▸ What is required: Count lines with the string "that" in them. State the number alone.

▸ Supplied data:
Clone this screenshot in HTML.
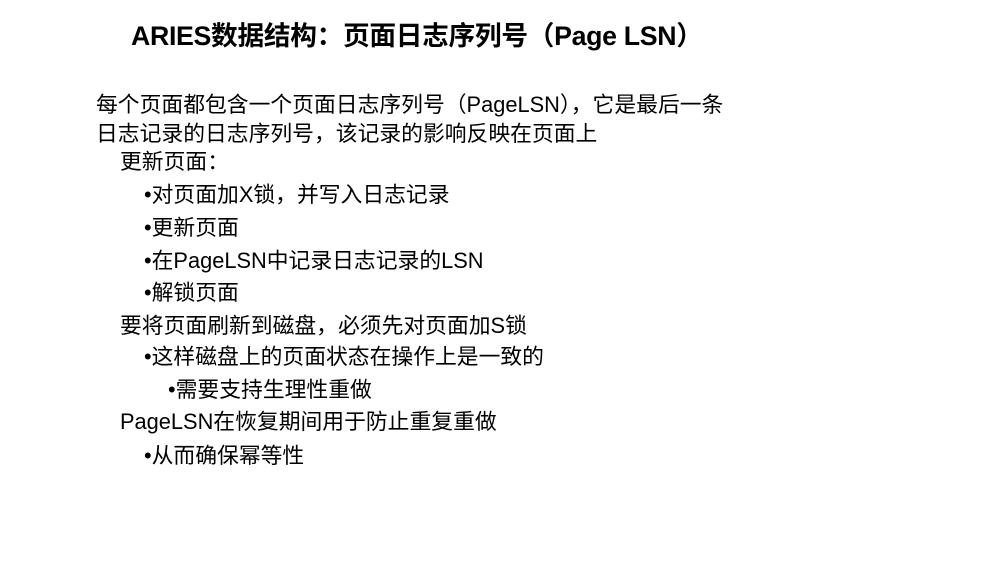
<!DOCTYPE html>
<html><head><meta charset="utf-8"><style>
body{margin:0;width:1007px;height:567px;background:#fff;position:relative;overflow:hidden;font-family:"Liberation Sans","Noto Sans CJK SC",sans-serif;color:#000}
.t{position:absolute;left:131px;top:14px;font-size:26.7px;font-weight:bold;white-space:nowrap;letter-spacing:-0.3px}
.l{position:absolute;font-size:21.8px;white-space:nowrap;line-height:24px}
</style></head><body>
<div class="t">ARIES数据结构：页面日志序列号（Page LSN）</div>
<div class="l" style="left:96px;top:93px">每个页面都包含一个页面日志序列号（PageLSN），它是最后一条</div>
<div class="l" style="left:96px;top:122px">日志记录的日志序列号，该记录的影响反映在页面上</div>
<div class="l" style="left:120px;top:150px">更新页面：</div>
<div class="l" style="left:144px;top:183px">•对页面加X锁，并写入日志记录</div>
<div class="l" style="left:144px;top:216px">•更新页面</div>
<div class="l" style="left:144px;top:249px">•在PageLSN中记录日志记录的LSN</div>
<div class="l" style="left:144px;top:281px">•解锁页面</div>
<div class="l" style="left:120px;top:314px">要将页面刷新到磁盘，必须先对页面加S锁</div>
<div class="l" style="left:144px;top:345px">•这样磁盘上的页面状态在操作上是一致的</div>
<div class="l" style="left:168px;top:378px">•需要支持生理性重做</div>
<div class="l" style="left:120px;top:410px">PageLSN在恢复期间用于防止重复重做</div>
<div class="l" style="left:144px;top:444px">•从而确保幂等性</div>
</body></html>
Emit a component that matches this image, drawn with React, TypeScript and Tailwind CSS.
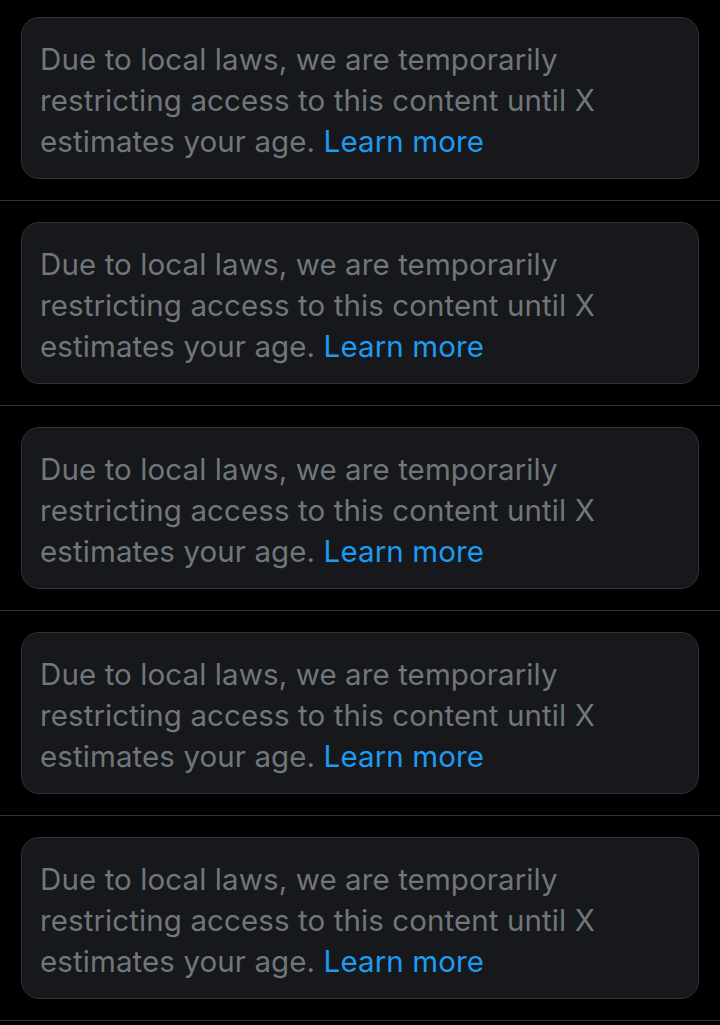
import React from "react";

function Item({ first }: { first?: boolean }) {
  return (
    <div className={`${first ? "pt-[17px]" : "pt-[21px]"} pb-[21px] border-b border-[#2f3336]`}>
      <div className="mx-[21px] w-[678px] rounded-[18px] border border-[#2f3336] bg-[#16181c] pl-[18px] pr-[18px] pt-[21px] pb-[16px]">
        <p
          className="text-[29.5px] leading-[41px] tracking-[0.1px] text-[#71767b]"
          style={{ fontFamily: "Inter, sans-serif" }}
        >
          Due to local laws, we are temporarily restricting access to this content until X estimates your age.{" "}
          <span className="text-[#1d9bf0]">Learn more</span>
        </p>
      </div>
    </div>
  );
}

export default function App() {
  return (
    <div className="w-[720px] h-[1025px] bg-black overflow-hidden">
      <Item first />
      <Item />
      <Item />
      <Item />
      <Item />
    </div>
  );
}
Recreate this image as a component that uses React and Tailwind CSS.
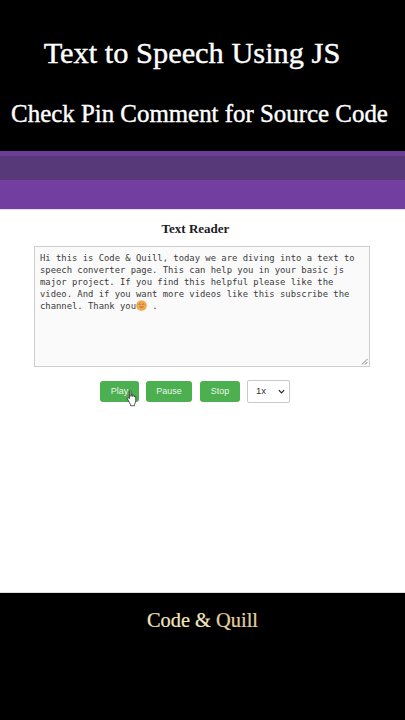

▸ Full answer: 2